Mungeam-designed Butter Brook opens first nine

Butter Brook opened in late April on a rolling piece of wooded terrain in the northwest suburb of Boston.

Westford, Mass. - Golfers like the new, nine-hole Butter Brook Golf Club, and so do rare salamanders. Whether adventurous players and endangered newts will co-exist on an 18-hole version of Butter Brook GC will be decided this summer. The former cattle and hog farmers who developed the course continue to negotiate with the Natural Heritage and Endangered Species Program.

Designed by architect Mark Mungeam, Butter Brook Golf Club opened in late April on a rolling piece of wooded terrain in this northwest suburb of Boston. The owners, Ed and Betty Kennedy, have been bowled over by the response to Mungeam's design.

"Golfers love it," Ed Kennedy said. "The first three or four days, I walked around and asked people what they thought of the course. A bunch of them gave me great big hugs."

Construction of the second loop is scheduled to commence this fall, provided Ed Kennedy can reach an agreement with the Natural Heritage and Endangered Species Program (NHESP) about the blue spotted salamander, a protected species now doing its level best to propagate in and around a vernal pool on land adjacent to the would-be back nine.

Mungeam worked around a similar pool on the front nine, where newts are thriving. Mungeam, a
partner with Uxbridge, Mass.-based Cornish, Silva & Mungeam, has experience accommodating rare salamanders.

"They seem to prefer proposed golf course sites; they've been identified on several other
projects we've done," the architect says. "Salamanders were found during the planning of Shaker Hills [GC in Harvard, Mass.], Olde Barnstable Fairgrounds [GC on Cape Cod] and Cyprian Keyes [GC in Boylston, Mass.]. In every case we worked around them - with the utmost care, of course. They're endangered but maybe they're not looking in the right places. They seem to be on most of the proposed golf course sites I see."
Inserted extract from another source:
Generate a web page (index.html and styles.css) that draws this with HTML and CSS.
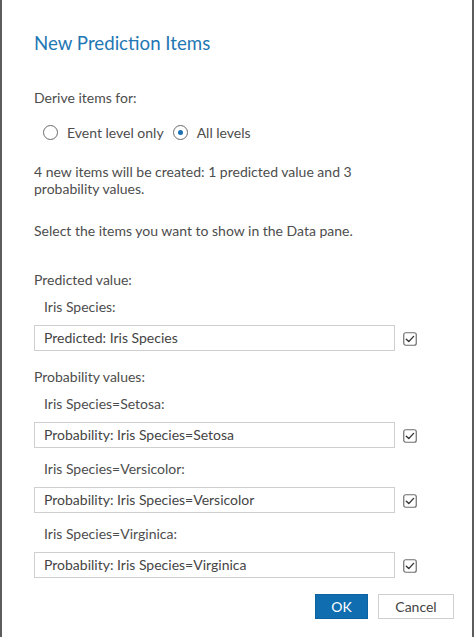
FILE: index.html
```html
<!DOCTYPE html>
<html>
<head>
<meta charset="utf-8">
<link rel="stylesheet" href="styles.css">
</head>
<body>
<div class="dialog">
  <h1 class="title">New Prediction Items</h1>
  <p class="text derive">Derive items for:</p>
  <div class="radios">
    <label class="radio"><span class="circle"></span>Event level only</label>
    <label class="radio"><span class="circle on"></span>All levels</label>
  </div>
  <p class="text info">4 new items will be created: 1 predicted value and 3 probability values.</p>
  <p class="text select">Select the items you want to show in the Data pane.</p>

  <p class="text section first">Predicted value:</p>
  <div class="item">
    <div class="sub">Iris Species:</div>
    <div class="row">
      <div class="input">Predicted: Iris Species</div>
      <svg class="check" width="14" height="14" viewBox="0 0 14 14"><rect x="0.75" y="0.75" width="12.5" height="12.5" rx="2" fill="#fff" stroke="#6e6e6e" stroke-width="1.2"/><path d="M3.3 7.2 L5.8 9.6 L10.6 4.4" fill="none" stroke="#333" stroke-width="1.4" stroke-linecap="round" stroke-linejoin="round"/></svg>
    </div>
  </div>

  <p class="text section">Probability values:</p>
  <div class="item">
    <div class="sub">Iris Species=Setosa:</div>
    <div class="row">
      <div class="input">Probability: Iris Species=Setosa</div>
      <svg class="check" width="14" height="14" viewBox="0 0 14 14"><rect x="0.75" y="0.75" width="12.5" height="12.5" rx="2" fill="#fff" stroke="#6e6e6e" stroke-width="1.2"/><path d="M3.3 7.2 L5.8 9.6 L10.6 4.4" fill="none" stroke="#333" stroke-width="1.4" stroke-linecap="round" stroke-linejoin="round"/></svg>
    </div>
  </div>
  <div class="item">
    <div class="sub">Iris Species=Versicolor:</div>
    <div class="row">
      <div class="input">Probability: Iris Species=Versicolor</div>
      <svg class="check" width="14" height="14" viewBox="0 0 14 14"><rect x="0.75" y="0.75" width="12.5" height="12.5" rx="2" fill="#fff" stroke="#6e6e6e" stroke-width="1.2"/><path d="M3.3 7.2 L5.8 9.6 L10.6 4.4" fill="none" stroke="#333" stroke-width="1.4" stroke-linecap="round" stroke-linejoin="round"/></svg>
    </div>
  </div>
  <div class="item">
    <div class="sub">Iris Species=Virginica:</div>
    <div class="row">
      <div class="input">Probability: Iris Species=Virginica</div>
      <svg class="check" width="14" height="14" viewBox="0 0 14 14"><rect x="0.75" y="0.75" width="12.5" height="12.5" rx="2" fill="#fff" stroke="#6e6e6e" stroke-width="1.2"/><path d="M3.3 7.2 L5.8 9.6 L10.6 4.4" fill="none" stroke="#333" stroke-width="1.4" stroke-linecap="round" stroke-linejoin="round"/></svg>
    </div>
  </div>

  <div class="buttons">
    <button class="btn ok">OK</button>
    <button class="btn cancel">Cancel</button>
  </div>
</div>
</body>
</html>
```

FILE: styles.css
```css
html, body {
  margin: 0;
  padding: 0;
  background: #fff;
}
.dialog {
  box-sizing: border-box;
  width: 474px;
  height: 637px;
  border-left: 2px solid #5c5c5c;
  border-right: 2px solid #5c5c5c;
  padding: 32px 18px 0 32px;
  font-family: Lato, "Noto Sans", sans-serif;
  font-size: 14px;
  color: #4d4d4d;
}
.title {
  margin: 0;
  font-size: 18.7px;
  line-height: 22px;
  font-weight: 400;
  color: #1f77b4;
}
.text {
  margin: 0;
  line-height: 17px;
}
.derive {
  margin-top: 35px;
}
.radios {
  display: flex;
  gap: 9px;
  margin-top: 18px;
  margin-left: 9px;
}
.radio {
  display: flex;
  align-items: center;
  gap: 9px;
  line-height: 17px;
}
.circle {
  box-sizing: border-box;
  width: 15px;
  height: 15px;
  border: 1px solid #6a6a6a;
  border-radius: 50%;
  display: flex;
  align-items: center;
  justify-content: center;
}
.circle.on::after {
  content: "";
  width: 5px;
  height: 5px;
  border-radius: 50%;
  background: #1a6fb3;
}
.info {
  width: 360px;
  margin-top: 22px;
}
.select {
  margin-top: 25px;
}
.section {
  margin-top: 17px;
}
.section.first {
  margin-top: 32px;
}
.item {
  margin-top: 12px;
}
.section + .item {
  margin-top: 10px;
}
.sub {
  margin-left: 10px;
  line-height: 18px;
}
.row {
  display: flex;
  align-items: center;
  gap: 8px;
  margin-top: 9px;
}
.input {
  box-sizing: border-box;
  width: 361px;
  height: 26px;
  border: 1px solid #cfcfcf;
  padding: 0 9px;
  line-height: 24px;
  color: #444;
}
.check {
  display: block;
  margin-top: 1px;
}
.buttons {
  display: flex;
  justify-content: flex-end;
  gap: 10px;
  margin-top: 16px;
}
.btn {
  box-sizing: border-box;
  height: 25px;
  font-family: Lato, "Noto Sans", sans-serif;
  font-size: 14px;
  border-radius: 0;
  padding: 0;
}
.ok {
  width: 53px;
  background: #0f6db0;
  border: 1px solid #0d62a0;
  color: #fff;
}
.cancel {
  width: 76px;
  background: #fff;
  border: 1px solid #cfcfcf;
  color: #444;
}
```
Construction of Mungeam's 1997 design at Cyprian Keyes was complicated by issues similar to Butter Brook's, but the marbled salamanders found there are protected and flourishing.

Mungeam's back-nine design provides the pool in question more than 600 feet of elbow room; Bay State statutes normally mandate that protected wetlands and vernal pools be given a 100-foot buffer. But the NHESP hasn't been moved, and the situation remains in limbo, though Kennedy and Mungeam are confident a compromise (perhaps involving a swap of adjacent town land) will be reached.

With three par-3s, three par-4s and three par-5s, the experience varies and, at 3,342 from the tips, there's nothing short about it.

Butter Brook is the latest in an eclectic group of current projects designed by Mungeam. Mungeam recently finished restoring the Donald Ross-designed, Wayne Stiles-revised Country Club of Pittsfield in Western Massachusetts, while last month he presided over the grand opening of Hudson Hills Golf Club in Newcastle, N.Y., the first public course to open in Westchester County for 65 years.


"The 7th is a personal favorite of mine: the way it sets up off the tee, the way it's a gambling hole, with its green setting in the bowl ready to collect shots," Mungeam says. "Overall, I think there's a real maturity to Butter Brook. The site was densely wooded when we found it. The white pines
that dominate the site are so big and the style of bunkering is very much in harmony with these trees. I'm thrilled to hear that people think it has a classic, old world feel. The credit for that goes to Tim Gerrish, our associate designer in charge of this project. He gave the bunkers a very
dramatic look with jagged edges, never a straight line. I've kidded Tim a lot about having to be drunk to paint such uneven lines, but I know it takes a keen eye to get it right. As they mature, these bunker edges will look even better - less manicured and more vintage.

"The land here was so good, with lots of existing hollows and rolls, but I'm also proud of the routing - the way we laid out the holes across the terrain. The course is very enjoyable to walk. Because of the cross bunkering which juts into the fairway and creates the winding fairways,
most holes look hard but play much easier. There's always a place to play the ball and not be penalized. It's not overly penal and requires a good deal of thought. We feel that good players will find the back tees very challenging."

Mungeam meanwhile is busy creating the private Quail Ridge CC in Acton, Mass. Also under construction is the spectacular Golf Club at Oxford Greens in Oxford, Conn., where he's working with Billy Casper Golf Management on a daily-fee course in a new Del Webb community. Also in Connecticut, Mungeam is authoring a complete renovation of New London Country Club.